Pius Anthony, formerly, Pius Quist, the Ghanaian first African Chairman of Nigeria Football Association.

    He became the first African to lead the NFA. Twenty-seven years of active football, followed by another seven in the fold of the NFA organisers, put him in top contention for the chairmanship when he was elected in February 1955.

Born in the then Gold Coast (Ghana) from where he came to Lagos in 1919, Pius Anthony, who until the 1940s was Pius Quist, was a goal merchant for Young Africs and later Hawley Lamp.

He was then known as Quist ‘Agba’ (Senior Quist) because he played alongside with his younger brother Alex Quist. It was common to make reference to the Quist brothers as the first pair of relations to play together for the Lagos team. Pius played with Alex in a 5-1 win over Calabar in 1931.

His connection with Nigerian football began in 1920, a year after his arrival in the country. He joined the “Never Miss” club which survived for only four years. He was an active player till 1948 when he sustained injuries in a car crash. He veered into administration and by 1955 became the chairman of NFA, LDAFA and the Players Welfare Association (PWA). He was a recipient of the MBE (Member of British Empire).

The next chairman to make a return to the headship of Nigerian football body is Edwin Kentebe. He was chairman from 1971 to 1973, even though at the time, there were acting chairmen when he went overseas for training courses as a naval officer. He was reappointed as chairman of the NFA from 1982 to 1984.

Oldest head of Nigerian football body

   Another person that returned to the seat after a tenure was Justice Chuba Ikpeazu. He was first appointed as chairman from 1965 to 1967.

  Justice Chuba Ikpeazu

In 1988, aged 74, Chuba Ikpeazu, then a retired judge, pioneer founder of private clubs, became the oldest chairman of the NFA. He was the third after Amachree and Kentebe to lead the NFA twice. The new board was made up of six of those who served in John Obakpolor’s regime that was dissolved.

They included Henry Olalere, Mike Umeh, Alhaji Yusuf Ali, Bisi Lawrence who became the second vice chairman and Grema Mohammed, the third vice chairman who had survived four past regimes.

Anthony Ikazoboh was appointed the NFA Chairman in succession to Kentebe on the eve of the 1984 Africa Cup of Nations in Cote d’Ivoire.
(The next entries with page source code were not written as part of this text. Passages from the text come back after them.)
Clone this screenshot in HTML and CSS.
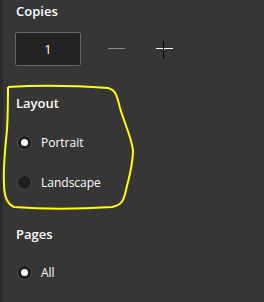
FILE: index.html
```html
<!DOCTYPE html>
<html lang="en">
<head>
  <meta charset="UTF-8">
  <title>Print options</title>
  <link rel="stylesheet" href="styles.css">
</head>
<body>
  <div class="panel">
    <h2 class="heading heading-copies">Copies</h2>
    <div class="stepper">
      <div class="count">1</div>
      <button class="step minus" aria-label="Decrease"><span class="line"></span></button>
      <button class="step plus" aria-label="Increase"><span class="line"></span><span class="bar"></span></button>
    </div>

    <h2 class="heading heading-layout">Layout</h2>
    <label class="radio">
      <span class="dot checked"></span>
      <span class="label">Portrait</span>
    </label>
    <label class="radio">
      <span class="dot"></span>
      <span class="label">Landscape</span>
    </label>

    <h2 class="heading heading-pages">Pages</h2>
    <label class="radio">
      <span class="dot checked"></span>
      <span class="label">All</span>
    </label>
  </div>

  <!-- hand drawn highlight round the layout group -->
  <svg class="scribble" width="264" height="302" viewBox="0 0 264 302">
    <path d="M8 87 C40 85 80 86 108 88 C116 90 117 96 120 108 C124 122 131 136 133 150 C133 165 129 178 126 190 C124 200 122 205 112 207 C80 209 40 209 14 207 C7 204 4 196 4 184 C3 168 5 150 7 130 C8 112 8 98 8 87"/>
  </svg>
</body>
</html>
```

FILE: styles.css
```css
body {
  margin: 0;
  width: 264px;
  height: 302px;
  background-color: #2b2b2b;
  font-family: 'Open Sans', sans-serif;
  color: #fff;
  overflow: hidden;
}

.panel {
  margin-left: 3px;
  height: 302px;
  padding-left: 13px;
  background-color: #363636;
  display: flex;
  flex-direction: column;
  align-items: flex-start;
}

.heading {
  margin: 0;
  height: 20px;
  line-height: 20px;
  font-size: 13px;
  font-weight: 600;
}

.heading-copies {
  margin-top: 1px;
}

.heading-layout {
  margin-top: 27px;
  margin-bottom: 19px;
}

.heading-pages {
  margin-top: 12px;
  margin-bottom: 18px;
}

.stepper {
  margin-top: 11px;
  display: flex;
  align-items: center;
  margin-left: -1px;
}

.count {
  width: 64px;
  height: 32px;
  border: 1px solid #666;
  border-radius: 2px;
  background-color: #232323;
  text-align: center;
  line-height: 32px;
  font-size: 13px;
}

.step {
  position: relative;
  width: 48px;
  height: 34px;
  padding: 0;
  border: none;
  background: none;
}

.minus {
  margin-left: 11px;
}

.step .line {
  position: absolute;
  left: 16px;
  top: 16px;
  width: 17px;
  height: 1px;
  background-color: #8a8a8a;
}

.plus .line {
  background-color: #fff;
}

.plus .bar {
  position: absolute;
  left: 23px;
  top: 9px;
  width: 1px;
  height: 17px;
  background-color: #000;
}

.radio {
  height: 20px;
  display: flex;
  align-items: center;
  margin-bottom: 20px;
  margin-left: 1px;
}

.dot {
  box-sizing: border-box;
  width: 15px;
  height: 15px;
  border-radius: 50%;
  border: 1px solid #4a4a4a;
  background-color: #1e1e1e;
  display: flex;
  align-items: center;
  justify-content: center;
}

.dot.checked::after {
  content: '';
  width: 7px;
  height: 7px;
  border-radius: 50%;
  background-color: #fff;
}

.label {
  margin-left: 9px;
  font-size: 12px;
}

.scribble {
  position: absolute;
  left: 0;
  top: 0;
}

.scribble path {
  fill: none;
  stroke: #ffff00;
  stroke-width: 2;
}
```
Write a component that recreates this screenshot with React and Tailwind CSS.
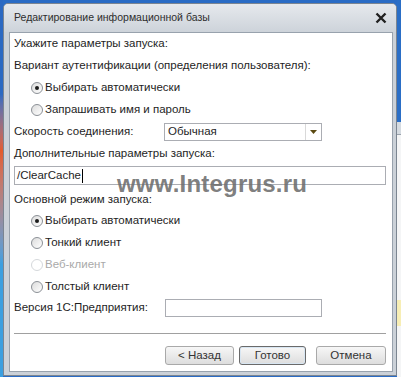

He was in office till 1987 before being removed. He became the fourth man to return to office after being reappointed in 1989, a position he held briefly before becoming a sports minister.

Effiom Okon, a secretary of the NFA in 1959 was appointed an interim chairman of the NFA in 1989. In 1991 he was reappointed and held the position till the following year before being removed.

He had been the last person to make a comeback to the seat.

Aminu Maigari will be the first to stage a comeback in 27 years. In the case of Amaju Pinnick, he will up the ante, not just as coming back; he will be the first back-to-back head in 61 years.